Without the images, write out the whole listing exactly.
* Begin *
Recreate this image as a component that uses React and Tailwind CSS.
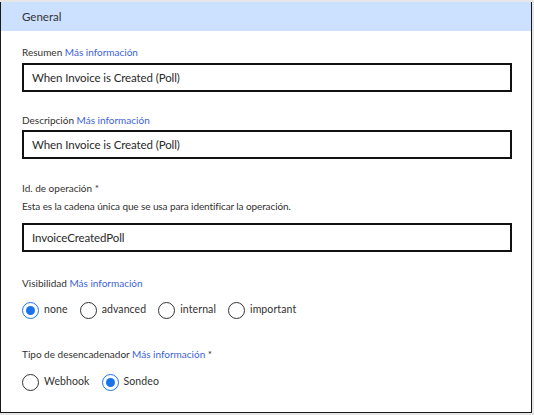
import React, { useState } from 'react';

const font = { fontFamily: 'Lato, "Open Sans", sans-serif' };

const Link = () => <span className="text-[#3b63d9]">Más información</span>;

const Radio = ({ label, checked, onClick }) => (
  <button type="button" onClick={onClick} className="flex items-center h-[18px]">
    {checked ? (
      <span className="w-[17px] h-[17px] rounded-full border-[1.5px] border-[#1a73e8] flex items-center justify-center">
        <span className="w-[9px] h-[9px] rounded-full bg-[#1a73e8]" />
      </span>
    ) : (
      <span className="w-[17px] h-[17px] rounded-full border border-[#333]" />
    )}
    <span className="ml-[5px] text-[10.5px] tracking-[0.1px] text-[#323130]">{label}</span>
  </button>
);

const TextInput = ({ value, className = '' }) => (
  <div className={`h-[29px] border-2 border-[#111] flex items-center pl-[8px] text-[11.5px] tracking-[-0.1px] text-[#2a2a2a] ${className}`}>
    {value}
  </div>
);

const Label = ({ children, className = '' }) => (
  <div className={`h-[16px] leading-[16px] text-[10px] text-[#323130] ${className}`}>{children}</div>
);

export default function App() {
  const [visibility, setVisibility] = useState('none');
  const [trigger, setTrigger] = useState('Sondeo');

  return (
    <div className="w-[534px] h-[415px] bg-[#e6e6e6] pt-[2px] pr-[2px] pb-[2px]" style={font}>
      <div className="h-full bg-white border-l border-r border-b border-[#1a1a1a] flex flex-col">
        <div className="h-[29px] bg-[#cce1ff] px-[21px] flex items-center text-[11.5px] text-[#333]">General</div>

        <div className="pl-[21px] pr-[19px] pt-[13px]">
          <Label>
            Resumen <Link />
          </Label>
          <TextInput value="When Invoice is Created (Poll)" className="mt-[3px]" />

          <Label className="mt-[20px]">
            Descripción <Link />
          </Label>
          <TextInput value="When Invoice is Created (Poll)" className="mt-[2px]" />

          <Label className="mt-[21px]">Id. de operación *</Label>
          <Label className="mt-[2px] tracking-[-0.1px]">
            Esta es la cadena única que se usa para identificar la operación.
          </Label>
          <TextInput value="InvoiceCreatedPoll" className="mt-[9px]" />

          <Label className="mt-[23px]">
            Visibilidad <Link />
          </Label>
          <div className="mt-[10px] flex items-center gap-[12px]">
            {['none', 'advanced', 'internal', 'important'].map((v) => (
              <Radio key={v} label={v} checked={visibility === v} onClick={() => setVisibility(v)} />
            ))}
          </div>

          <Label className="mt-[27px]">
            Tipo de desencadenador <Link /> *
          </Label>
          <div className="mt-[11px] flex items-center gap-[12px]">
            {['Webhook', 'Sondeo'].map((v) => (
              <Radio key={v} label={v} checked={trigger === v} onClick={() => setTrigger(v)} />
            ))}
          </div>
        </div>
      </div>
    </div>
  );
}
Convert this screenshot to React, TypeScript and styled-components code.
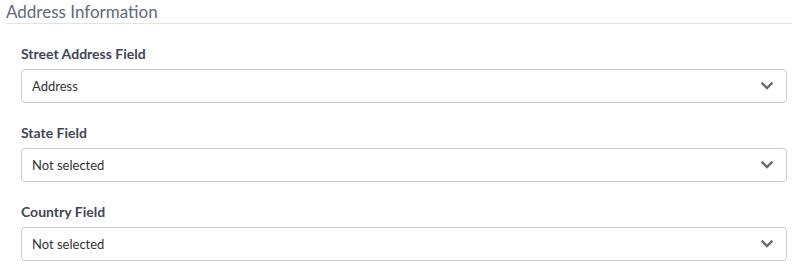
import React from "react";
import styled, { createGlobalStyle } from "styled-components";

const GlobalStyle = createGlobalStyle`
  body {
    margin: 0;
    background: #ffffff;
    font-family: "Lato", "Liberation Sans", sans-serif;
  }
`;

const Section = styled.section`
  width: 792px;
  padding-left: 6px;
  box-sizing: border-box;
`;

const Title = styled.h2`
  margin: 0;
  height: 23px;
  font-size: 17px;
  font-weight: 400;
  line-height: 23px;
  color: #5d6b7b;
  border-bottom: 1px solid #e3e3e3;
  box-sizing: content-box;
`;

const Fields = styled.div`
  display: flex;
  flex-direction: column;
  gap: 20px;
  padding: 20px 5px 0 15px;
`;

const Field = styled.div`
  display: flex;
  flex-direction: column;
  gap: 5px;
`;

const Label = styled.label`
  font-size: 14px;
  font-weight: 700;
  line-height: 20px;
  color: #3f4756;
`;

const Select = styled.div`
  display: flex;
  align-items: center;
  justify-content: space-between;
  height: 34px;
  padding: 0 13px 0 10px;
  border: 1px solid #cccccc;
  border-radius: 4px;
  box-sizing: border-box;
  font-size: 13px;
  color: #333333;
  cursor: pointer;
`;

const Chevron = () => (
  <svg width="12" height="8" viewBox="0 0 12 8" aria-hidden="true">
    <path
      d="M1.5 1.5 L6 6 L10.5 1.5"
      fill="none"
      stroke="#6e6a66"
      strokeWidth="2.4"
      strokeLinecap="square"
    />
  </svg>
);

type FieldProps = { label: string; value: string };

function SelectField({ label, value }: FieldProps) {
  return (
    <Field>
      <Label>{label}</Label>
      <Select>
        <span>{value}</span>
        <Chevron />
      </Select>
    </Field>
  );
}

export default function App() {
  return (
    <>
      <GlobalStyle />
      <Section>
        <Title>Address Information</Title>
        <Fields>
          <SelectField label="Street Address Field" value="Address" />
          <SelectField label="State Field" value="Not selected" />
          <SelectField label="Country Field" value="Not selected" />
        </Fields>
      </Section>
    </>
  );
}
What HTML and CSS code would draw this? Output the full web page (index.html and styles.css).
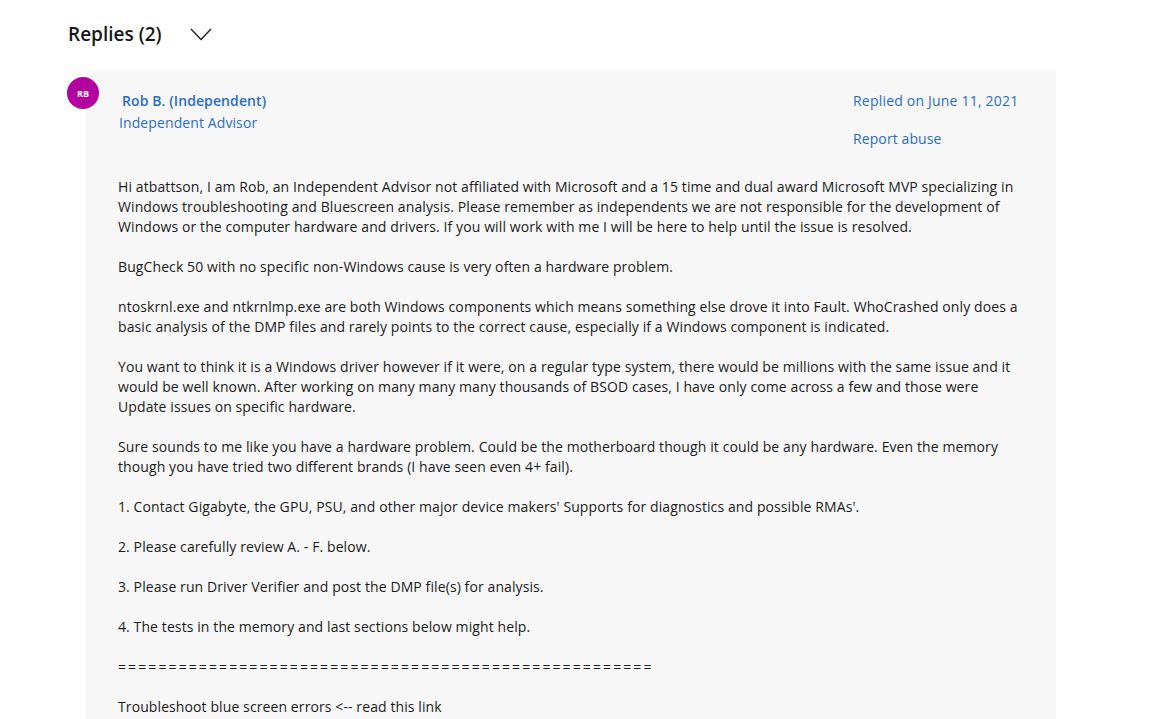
* End *
* Result of the task
Recreate this image as a component that uses React and Tailwind CSS.
import React, { useState } from 'react';

const font = { fontFamily: 'Lato, "Open Sans", sans-serif' };

const Link = () => <span className="text-[#3b63d9]">Más información</span>;

const Radio = ({ label, checked, onClick }) => (
  <button type="button" onClick={onClick} className="flex items-center h-[18px]">
    {checked ? (
      <span className="w-[17px] h-[17px] rounded-full border-[1.5px] border-[#1a73e8] flex items-center justify-center">
        <span className="w-[9px] h-[9px] rounded-full bg-[#1a73e8]" />
      </span>
    ) : (
      <span className="w-[17px] h-[17px] rounded-full border border-[#333]" />
    )}
    <span className="ml-[5px] text-[10.5px] tracking-[0.1px] text-[#323130]">{label}</span>
  </button>
);

const TextInput = ({ value, className = '' }) => (
  <div className={`h-[29px] border-2 border-[#111] flex items-center pl-[8px] text-[11.5px] tracking-[-0.1px] text-[#2a2a2a] ${className}`}>
    {value}
  </div>
);

const Label = ({ children, className = '' }) => (
  <div className={`h-[16px] leading-[16px] text-[10px] text-[#323130] ${className}`}>{children}</div>
);

export default function App() {
  const [visibility, setVisibility] = useState('none');
  const [trigger, setTrigger] = useState('Sondeo');

  return (
    <div className="w-[534px] h-[415px] bg-[#e6e6e6] pt-[2px] pr-[2px] pb-[2px]" style={font}>
      <div className="h-full bg-white border-l border-r border-b border-[#1a1a1a] flex flex-col">
        <div className="h-[29px] bg-[#cce1ff] px-[21px] flex items-center text-[11.5px] text-[#333]">General</div>

        <div className="pl-[21px] pr-[19px] pt-[13px]">
          <Label>
            Resumen <Link />
          </Label>
          <TextInput value="When Invoice is Created (Poll)" className="mt-[3px]" />

          <Label className="mt-[20px]">
            Descripción <Link />
          </Label>
          <TextInput value="When Invoice is Created (Poll)" className="mt-[2px]" />

          <Label className="mt-[21px]">Id. de operación *</Label>
          <Label className="mt-[2px] tracking-[-0.1px]">
            Esta es la cadena única que se usa para identificar la operación.
          </Label>
          <TextInput value="InvoiceCreatedPoll" className="mt-[9px]" />

          <Label className="mt-[23px]">
            Visibilidad <Link />
          </Label>
          <div className="mt-[10px] flex items-center gap-[12px]">
            {['none', 'advanced', 'internal', 'important'].map((v) => (
              <Radio key={v} label={v} checked={visibility === v} onClick={() => setVisibility(v)} />
            ))}
          </div>

          <Label className="mt-[27px]">
            Tipo de desencadenador <Link /> *
          </Label>
          <div className="mt-[11px] flex items-center gap-[12px]">
            {['Webhook', 'Sondeo'].map((v) => (
              <Radio key={v} label={v} checked={trigger === v} onClick={() => setTrigger(v)} />
            ))}
          </div>
        </div>
      </div>
    </div>
  );
}
Convert this screenshot to React, TypeScript and styled-components code.
import React from "react";
import styled, { createGlobalStyle } from "styled-components";

const GlobalStyle = createGlobalStyle`
  body {
    margin: 0;
    background: #ffffff;
    font-family: "Lato", "Liberation Sans", sans-serif;
  }
`;

const Section = styled.section`
  width: 792px;
  padding-left: 6px;
  box-sizing: border-box;
`;

const Title = styled.h2`
  margin: 0;
  height: 23px;
  font-size: 17px;
  font-weight: 400;
  line-height: 23px;
  color: #5d6b7b;
  border-bottom: 1px solid #e3e3e3;
  box-sizing: content-box;
`;

const Fields = styled.div`
  display: flex;
  flex-direction: column;
  gap: 20px;
  padding: 20px 5px 0 15px;
`;

const Field = styled.div`
  display: flex;
  flex-direction: column;
  gap: 5px;
`;

const Label = styled.label`
  font-size: 14px;
  font-weight: 700;
  line-height: 20px;
  color: #3f4756;
`;

const Select = styled.div`
  display: flex;
  align-items: center;
  justify-content: space-between;
  height: 34px;
  padding: 0 13px 0 10px;
  border: 1px solid #cccccc;
  border-radius: 4px;
  box-sizing: border-box;
  font-size: 13px;
  color: #333333;
  cursor: pointer;
`;

const Chevron = () => (
  <svg width="12" height="8" viewBox="0 0 12 8" aria-hidden="true">
    <path
      d="M1.5 1.5 L6 6 L10.5 1.5"
      fill="none"
      stroke="#6e6a66"
      strokeWidth="2.4"
      strokeLinecap="square"
    />
  </svg>
);

type FieldProps = { label: string; value: string };

function SelectField({ label, value }: FieldProps) {
  return (
    <Field>
      <Label>{label}</Label>
      <Select>
        <span>{value}</span>
        <Chevron />
      </Select>
    </Field>
  );
}

export default function App() {
  return (
    <>
      <GlobalStyle />
      <Section>
        <Title>Address Information</Title>
        <Fields>
          <SelectField label="Street Address Field" value="Address" />
          <SelectField label="State Field" value="Not selected" />
          <SelectField label="Country Field" value="Not selected" />
        </Fields>
      </Section>
    </>
  );
}
What HTML and CSS code would draw this? Output the full web page (index.html and styles.css).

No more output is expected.